2. Forgetting the pOH Step.

• Pitfall: Calculating $x=[O{H}^{-}]=1.0\times 10^{-3}M$ and then incorrectly reporting $pH=-\log (1.0\times 10^{-3})=3.0$.
• Correction: You must convert $[O{H}^{-}]$ to pOH first. The correct path is: $[O{H}^{-}]=1.0\times 10^{-3}M\to pOH=3.0\to pH=14.0-3.0=11.0$.

3. Misapplying the $K_a\times K_b=K_w$ Relationship.

• Pitfall: Trying to use $K_a$ for a base calculation (or $K_b$ for an acid calculation) without converting.
• Correction: Identify the species you have. If you are calculating the pH of an ammonia solution, you need $K_b$ for $N{H}_3$. If you are given $K_a$ for the conjugate acid $N{H}_4^{+}$, you must first convert it: $K_b(N{H}_3)=K_w/K_a(N{H}_4^{+})$.

4. Ignoring the Validity of the Small-x Approximation.
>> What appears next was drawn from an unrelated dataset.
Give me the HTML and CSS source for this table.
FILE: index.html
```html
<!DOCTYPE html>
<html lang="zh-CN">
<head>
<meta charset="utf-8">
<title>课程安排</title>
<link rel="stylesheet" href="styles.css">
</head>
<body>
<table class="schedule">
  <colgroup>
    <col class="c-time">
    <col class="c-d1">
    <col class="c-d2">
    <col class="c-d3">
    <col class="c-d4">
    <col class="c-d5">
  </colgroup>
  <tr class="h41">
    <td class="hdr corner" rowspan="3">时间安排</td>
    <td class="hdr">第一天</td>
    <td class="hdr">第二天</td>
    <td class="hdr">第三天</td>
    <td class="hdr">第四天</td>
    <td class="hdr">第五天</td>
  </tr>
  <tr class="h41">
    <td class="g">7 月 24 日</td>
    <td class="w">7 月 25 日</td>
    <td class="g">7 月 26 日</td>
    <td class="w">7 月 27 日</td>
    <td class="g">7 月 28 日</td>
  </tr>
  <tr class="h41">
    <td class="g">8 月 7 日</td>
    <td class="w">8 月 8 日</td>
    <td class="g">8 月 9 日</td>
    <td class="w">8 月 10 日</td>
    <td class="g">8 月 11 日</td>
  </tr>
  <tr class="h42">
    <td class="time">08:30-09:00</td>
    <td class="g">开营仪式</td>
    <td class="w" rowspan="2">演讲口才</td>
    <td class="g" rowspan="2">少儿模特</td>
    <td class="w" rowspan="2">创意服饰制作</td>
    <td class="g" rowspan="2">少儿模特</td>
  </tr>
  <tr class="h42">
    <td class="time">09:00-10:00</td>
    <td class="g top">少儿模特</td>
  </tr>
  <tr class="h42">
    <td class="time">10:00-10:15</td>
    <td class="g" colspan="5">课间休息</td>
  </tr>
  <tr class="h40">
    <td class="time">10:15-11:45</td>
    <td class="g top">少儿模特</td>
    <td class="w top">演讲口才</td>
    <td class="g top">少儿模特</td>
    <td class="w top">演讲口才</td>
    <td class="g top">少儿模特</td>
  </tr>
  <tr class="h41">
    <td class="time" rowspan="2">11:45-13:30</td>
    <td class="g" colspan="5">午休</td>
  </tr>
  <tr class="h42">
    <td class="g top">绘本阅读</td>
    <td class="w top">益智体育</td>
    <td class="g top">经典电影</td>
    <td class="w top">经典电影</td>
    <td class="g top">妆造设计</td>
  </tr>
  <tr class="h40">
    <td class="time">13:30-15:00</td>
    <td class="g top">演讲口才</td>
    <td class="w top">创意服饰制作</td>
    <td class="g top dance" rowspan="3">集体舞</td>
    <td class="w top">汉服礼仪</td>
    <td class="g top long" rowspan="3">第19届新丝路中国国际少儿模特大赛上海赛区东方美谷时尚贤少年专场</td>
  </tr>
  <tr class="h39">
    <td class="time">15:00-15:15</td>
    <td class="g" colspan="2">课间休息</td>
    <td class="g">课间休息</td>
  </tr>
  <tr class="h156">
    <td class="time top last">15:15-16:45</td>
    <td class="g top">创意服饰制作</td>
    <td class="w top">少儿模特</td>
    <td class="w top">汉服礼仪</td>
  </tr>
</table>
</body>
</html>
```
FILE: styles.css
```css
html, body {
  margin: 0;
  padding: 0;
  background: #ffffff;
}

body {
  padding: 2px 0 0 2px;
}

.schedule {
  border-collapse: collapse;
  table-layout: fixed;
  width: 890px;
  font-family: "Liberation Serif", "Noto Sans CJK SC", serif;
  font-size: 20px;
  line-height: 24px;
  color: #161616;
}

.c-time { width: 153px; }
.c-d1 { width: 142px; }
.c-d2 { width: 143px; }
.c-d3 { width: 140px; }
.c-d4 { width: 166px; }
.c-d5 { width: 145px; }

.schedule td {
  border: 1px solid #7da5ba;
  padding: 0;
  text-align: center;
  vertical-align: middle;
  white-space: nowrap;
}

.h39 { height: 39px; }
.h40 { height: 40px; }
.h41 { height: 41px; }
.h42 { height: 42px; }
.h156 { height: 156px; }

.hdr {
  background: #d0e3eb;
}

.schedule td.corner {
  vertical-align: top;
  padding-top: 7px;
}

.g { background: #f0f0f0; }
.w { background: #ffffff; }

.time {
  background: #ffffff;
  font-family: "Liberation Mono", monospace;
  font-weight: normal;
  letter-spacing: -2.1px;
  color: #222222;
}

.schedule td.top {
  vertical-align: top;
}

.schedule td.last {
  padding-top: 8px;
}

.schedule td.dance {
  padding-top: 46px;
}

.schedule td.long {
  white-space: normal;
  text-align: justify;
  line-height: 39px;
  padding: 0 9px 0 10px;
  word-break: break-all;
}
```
• Pitfall: Using the approximation when the initial concentration is too small or $K_b$ is too large, leading to a significant (>5%) error.
• Correction: After solving for $x$, check that $x/[\text{Initial}]<0.05$. If not, you must solve the quadratic equation: $x^2+K_{b}x-K_b[\text{Initial}]=0$.

Summary

• Weak base pH calculations use the base dissociation constant ($K_b$) within an ICE table framework to solve for the equilibrium concentration of hydroxide ions, $[O{H}^{-}]$.
• The small-x approximation is valid under the same condition as for weak acids: the initial concentration of base must be sufficiently large compared to its $K_b$.
• You cannot calculate pH directly from $[O{H}^{-}]$. You must first compute pOH using $pOH=-\log [O{H}^{-}]$, then use the relation $pH+pOH=14.00$ at 25°C to find the pH.
• The constants for conjugate acid-base pairs are intrinsically linked by the ion-product constant for water: $K_a\times K_b=K_w=1.0\times 10^{-14}$. This allows you to find $K_b$ if you know the $K_a$ of the conjugate acid, and vice-versa.
• Success hinges on meticulous process: writing the correct $K_b$ reaction, properly constructing the ICE table, solving for $[O{H}^{-}]$, converting to pOH, and finally calculating pH, while carefully checking all approximations and unit relationships.